Question

Which polygon has an interior angle sum of 1080°?

Answer

**step1** Understanding the problem

The problem asks us to identify a polygon based on the total sum of its interior angles, which is given as 1080 degrees.

**step2** Recalling the sum of angles in a triangle

We know that the sum of the interior angles of a triangle is always 180 degrees.

**step3** Relating polygons to triangles

Any polygon can be divided into triangles by drawing lines (diagonals) from one of its corners to all other non-adjacent corners. For instance, a square, which has 4 sides, can be divided into 2 triangles.
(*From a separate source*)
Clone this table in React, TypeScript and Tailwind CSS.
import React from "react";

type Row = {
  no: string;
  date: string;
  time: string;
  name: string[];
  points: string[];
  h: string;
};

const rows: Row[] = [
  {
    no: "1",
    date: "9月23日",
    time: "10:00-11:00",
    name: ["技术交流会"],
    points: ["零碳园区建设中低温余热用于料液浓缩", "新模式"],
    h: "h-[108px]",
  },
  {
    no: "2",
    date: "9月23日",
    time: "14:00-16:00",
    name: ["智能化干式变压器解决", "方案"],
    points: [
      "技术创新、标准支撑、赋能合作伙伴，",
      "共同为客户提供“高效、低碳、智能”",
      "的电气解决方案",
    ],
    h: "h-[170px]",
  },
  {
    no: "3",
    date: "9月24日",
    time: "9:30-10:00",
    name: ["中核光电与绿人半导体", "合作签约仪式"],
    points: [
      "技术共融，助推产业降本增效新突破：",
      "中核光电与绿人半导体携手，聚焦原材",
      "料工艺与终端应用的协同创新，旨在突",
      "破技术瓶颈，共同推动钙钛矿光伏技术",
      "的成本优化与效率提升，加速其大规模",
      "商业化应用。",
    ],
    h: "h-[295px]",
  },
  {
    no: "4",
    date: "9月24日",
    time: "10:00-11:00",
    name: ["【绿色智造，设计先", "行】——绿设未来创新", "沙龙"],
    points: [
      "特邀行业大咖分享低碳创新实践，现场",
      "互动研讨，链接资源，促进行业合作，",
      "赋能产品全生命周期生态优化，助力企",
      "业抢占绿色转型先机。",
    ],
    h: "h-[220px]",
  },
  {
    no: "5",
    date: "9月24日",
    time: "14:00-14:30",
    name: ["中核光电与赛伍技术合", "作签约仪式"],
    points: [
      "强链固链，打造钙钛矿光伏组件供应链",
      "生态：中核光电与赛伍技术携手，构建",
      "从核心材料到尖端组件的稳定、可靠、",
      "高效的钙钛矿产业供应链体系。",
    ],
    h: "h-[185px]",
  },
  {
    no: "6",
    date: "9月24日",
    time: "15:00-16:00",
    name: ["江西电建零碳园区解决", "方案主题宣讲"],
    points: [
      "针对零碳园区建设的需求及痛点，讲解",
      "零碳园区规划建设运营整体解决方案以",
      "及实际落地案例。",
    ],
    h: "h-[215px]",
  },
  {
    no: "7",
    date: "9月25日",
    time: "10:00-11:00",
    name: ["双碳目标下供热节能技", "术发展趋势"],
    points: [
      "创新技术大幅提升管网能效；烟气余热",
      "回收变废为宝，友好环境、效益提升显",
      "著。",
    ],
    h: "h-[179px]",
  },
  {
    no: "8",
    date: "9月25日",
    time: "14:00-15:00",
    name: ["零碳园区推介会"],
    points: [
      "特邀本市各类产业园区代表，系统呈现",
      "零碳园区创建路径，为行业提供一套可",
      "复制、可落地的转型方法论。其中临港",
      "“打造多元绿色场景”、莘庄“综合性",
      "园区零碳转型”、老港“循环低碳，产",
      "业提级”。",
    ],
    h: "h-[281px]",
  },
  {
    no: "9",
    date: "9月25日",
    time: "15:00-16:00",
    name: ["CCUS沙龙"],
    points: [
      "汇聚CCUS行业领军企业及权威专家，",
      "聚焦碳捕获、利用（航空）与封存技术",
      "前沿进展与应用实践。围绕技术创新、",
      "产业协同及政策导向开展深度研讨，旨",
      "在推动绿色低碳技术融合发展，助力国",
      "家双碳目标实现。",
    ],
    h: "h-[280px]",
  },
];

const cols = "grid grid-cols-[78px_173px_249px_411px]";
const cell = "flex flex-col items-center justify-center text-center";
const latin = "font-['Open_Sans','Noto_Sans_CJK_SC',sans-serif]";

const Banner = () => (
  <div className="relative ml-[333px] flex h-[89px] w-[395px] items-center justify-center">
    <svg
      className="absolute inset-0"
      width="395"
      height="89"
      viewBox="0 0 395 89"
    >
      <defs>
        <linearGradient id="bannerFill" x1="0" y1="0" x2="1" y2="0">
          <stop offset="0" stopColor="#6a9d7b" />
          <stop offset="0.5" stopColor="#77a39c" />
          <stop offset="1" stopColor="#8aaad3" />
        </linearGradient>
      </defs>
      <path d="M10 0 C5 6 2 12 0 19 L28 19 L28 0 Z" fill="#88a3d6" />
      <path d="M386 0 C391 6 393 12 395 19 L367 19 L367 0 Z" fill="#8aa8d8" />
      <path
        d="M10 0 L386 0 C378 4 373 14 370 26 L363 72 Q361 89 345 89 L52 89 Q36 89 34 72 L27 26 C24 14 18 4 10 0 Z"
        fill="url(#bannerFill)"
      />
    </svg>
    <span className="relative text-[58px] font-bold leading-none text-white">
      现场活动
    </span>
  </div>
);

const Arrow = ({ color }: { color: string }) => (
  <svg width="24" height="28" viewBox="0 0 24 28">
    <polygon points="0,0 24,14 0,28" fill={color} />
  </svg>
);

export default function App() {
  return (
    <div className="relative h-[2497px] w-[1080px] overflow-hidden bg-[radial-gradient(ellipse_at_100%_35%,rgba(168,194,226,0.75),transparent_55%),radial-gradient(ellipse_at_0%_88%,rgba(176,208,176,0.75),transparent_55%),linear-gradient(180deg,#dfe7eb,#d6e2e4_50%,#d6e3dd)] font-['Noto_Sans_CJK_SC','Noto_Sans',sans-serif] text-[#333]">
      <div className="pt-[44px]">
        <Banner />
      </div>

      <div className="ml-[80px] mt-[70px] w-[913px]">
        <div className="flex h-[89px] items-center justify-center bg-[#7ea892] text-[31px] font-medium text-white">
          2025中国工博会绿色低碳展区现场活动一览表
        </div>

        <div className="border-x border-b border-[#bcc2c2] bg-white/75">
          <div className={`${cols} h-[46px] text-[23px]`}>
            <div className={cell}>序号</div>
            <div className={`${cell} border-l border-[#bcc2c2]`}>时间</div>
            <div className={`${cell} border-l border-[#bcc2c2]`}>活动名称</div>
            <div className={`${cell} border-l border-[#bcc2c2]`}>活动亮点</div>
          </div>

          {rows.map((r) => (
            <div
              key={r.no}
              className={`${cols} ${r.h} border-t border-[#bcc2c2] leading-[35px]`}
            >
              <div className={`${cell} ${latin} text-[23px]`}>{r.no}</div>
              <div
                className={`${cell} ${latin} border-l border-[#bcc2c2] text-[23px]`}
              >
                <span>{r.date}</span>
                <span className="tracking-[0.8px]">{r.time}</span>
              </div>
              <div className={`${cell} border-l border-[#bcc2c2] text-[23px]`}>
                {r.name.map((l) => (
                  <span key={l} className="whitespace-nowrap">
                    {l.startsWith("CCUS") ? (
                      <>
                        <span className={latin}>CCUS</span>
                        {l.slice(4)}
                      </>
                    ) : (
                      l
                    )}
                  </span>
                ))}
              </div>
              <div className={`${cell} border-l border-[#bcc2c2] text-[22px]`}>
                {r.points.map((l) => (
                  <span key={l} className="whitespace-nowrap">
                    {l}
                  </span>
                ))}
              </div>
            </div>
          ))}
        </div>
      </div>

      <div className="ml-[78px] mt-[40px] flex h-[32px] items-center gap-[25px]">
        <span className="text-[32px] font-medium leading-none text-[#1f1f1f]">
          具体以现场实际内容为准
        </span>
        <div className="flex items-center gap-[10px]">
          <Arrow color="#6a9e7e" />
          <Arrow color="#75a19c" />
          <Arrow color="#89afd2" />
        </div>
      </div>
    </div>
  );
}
A pentagon, which has 5 sides, can be divided into 3 triangles. We observe a pattern: the number of triangles a polygon can be divided into is always two less than the number of its sides.

**step4** Calculating the number of triangles

Since each triangle contributes 180 degrees to the total sum of angles, we can find out how many triangles make up the polygon by dividing the total sum of angles (1080 degrees) by the sum of angles in one triangle (180 degrees).

$$1080 \div 180 = 6$$

This means the polygon can be divided into 6 triangles.
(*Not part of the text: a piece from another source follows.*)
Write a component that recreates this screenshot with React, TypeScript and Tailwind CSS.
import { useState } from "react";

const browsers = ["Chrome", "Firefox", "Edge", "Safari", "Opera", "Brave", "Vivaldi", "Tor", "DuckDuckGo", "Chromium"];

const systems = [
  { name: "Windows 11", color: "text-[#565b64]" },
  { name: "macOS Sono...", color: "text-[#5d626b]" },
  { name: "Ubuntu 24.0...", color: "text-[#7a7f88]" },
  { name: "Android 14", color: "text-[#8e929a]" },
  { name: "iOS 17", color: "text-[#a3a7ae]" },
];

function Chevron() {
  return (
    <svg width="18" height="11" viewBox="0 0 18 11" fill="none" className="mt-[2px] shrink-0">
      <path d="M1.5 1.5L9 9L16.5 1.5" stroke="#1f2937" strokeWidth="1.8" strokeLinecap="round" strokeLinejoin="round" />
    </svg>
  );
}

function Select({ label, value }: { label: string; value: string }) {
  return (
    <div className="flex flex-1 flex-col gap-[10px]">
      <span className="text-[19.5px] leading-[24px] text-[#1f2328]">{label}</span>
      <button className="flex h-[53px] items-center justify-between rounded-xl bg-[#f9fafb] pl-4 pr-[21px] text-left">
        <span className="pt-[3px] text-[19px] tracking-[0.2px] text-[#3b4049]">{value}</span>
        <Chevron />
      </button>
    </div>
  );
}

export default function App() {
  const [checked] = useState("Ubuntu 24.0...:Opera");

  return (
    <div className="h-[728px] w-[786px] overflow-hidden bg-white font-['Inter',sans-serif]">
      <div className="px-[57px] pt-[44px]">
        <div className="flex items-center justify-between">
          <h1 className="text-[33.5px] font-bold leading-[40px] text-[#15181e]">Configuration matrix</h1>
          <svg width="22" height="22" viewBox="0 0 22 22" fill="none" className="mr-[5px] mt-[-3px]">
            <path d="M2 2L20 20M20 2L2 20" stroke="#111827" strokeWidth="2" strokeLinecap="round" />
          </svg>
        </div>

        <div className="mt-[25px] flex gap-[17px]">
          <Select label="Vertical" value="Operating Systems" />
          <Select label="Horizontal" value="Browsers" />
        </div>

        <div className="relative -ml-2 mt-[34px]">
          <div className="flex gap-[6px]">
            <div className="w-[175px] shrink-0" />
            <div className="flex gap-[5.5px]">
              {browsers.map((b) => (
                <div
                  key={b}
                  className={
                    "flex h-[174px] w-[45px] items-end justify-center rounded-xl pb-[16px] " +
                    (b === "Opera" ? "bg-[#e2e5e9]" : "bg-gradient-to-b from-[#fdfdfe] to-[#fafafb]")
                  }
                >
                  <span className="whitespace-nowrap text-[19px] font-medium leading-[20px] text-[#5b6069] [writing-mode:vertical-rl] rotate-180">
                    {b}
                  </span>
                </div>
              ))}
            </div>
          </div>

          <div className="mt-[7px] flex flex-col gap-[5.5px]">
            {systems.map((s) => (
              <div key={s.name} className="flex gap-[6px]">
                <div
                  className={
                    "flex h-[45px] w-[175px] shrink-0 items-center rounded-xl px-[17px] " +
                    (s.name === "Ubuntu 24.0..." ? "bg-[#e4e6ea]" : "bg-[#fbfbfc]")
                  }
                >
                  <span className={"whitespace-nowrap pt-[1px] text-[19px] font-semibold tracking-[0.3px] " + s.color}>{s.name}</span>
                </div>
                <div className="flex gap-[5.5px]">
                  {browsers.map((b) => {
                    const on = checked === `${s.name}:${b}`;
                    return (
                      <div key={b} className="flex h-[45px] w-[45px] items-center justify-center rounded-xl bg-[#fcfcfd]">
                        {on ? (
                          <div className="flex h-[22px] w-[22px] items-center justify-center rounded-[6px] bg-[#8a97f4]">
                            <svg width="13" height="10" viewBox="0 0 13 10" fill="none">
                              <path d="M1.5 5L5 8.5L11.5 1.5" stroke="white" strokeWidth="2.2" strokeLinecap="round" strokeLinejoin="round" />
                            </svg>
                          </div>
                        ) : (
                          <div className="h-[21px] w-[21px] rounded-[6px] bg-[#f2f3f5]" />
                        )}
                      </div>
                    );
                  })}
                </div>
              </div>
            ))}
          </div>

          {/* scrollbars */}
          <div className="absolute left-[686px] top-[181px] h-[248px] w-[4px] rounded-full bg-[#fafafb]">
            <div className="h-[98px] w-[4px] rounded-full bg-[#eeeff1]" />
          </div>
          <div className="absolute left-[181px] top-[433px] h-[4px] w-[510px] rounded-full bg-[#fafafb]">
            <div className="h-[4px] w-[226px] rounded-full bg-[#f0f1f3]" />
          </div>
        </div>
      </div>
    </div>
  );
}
**step5** Determining the number of sides

From our observation in Step 3, we know that the number of triangles is always 2 less than the number of sides. Therefore, to find the number of sides, we add 2 to the number of triangles.

$$6 \text{ (triangles)} + 2 = 8 \text{ (sides)}$$

So, the polygon has 8 sides.

**step6** Identifying the polygon

A polygon with 8 sides is called an octagon.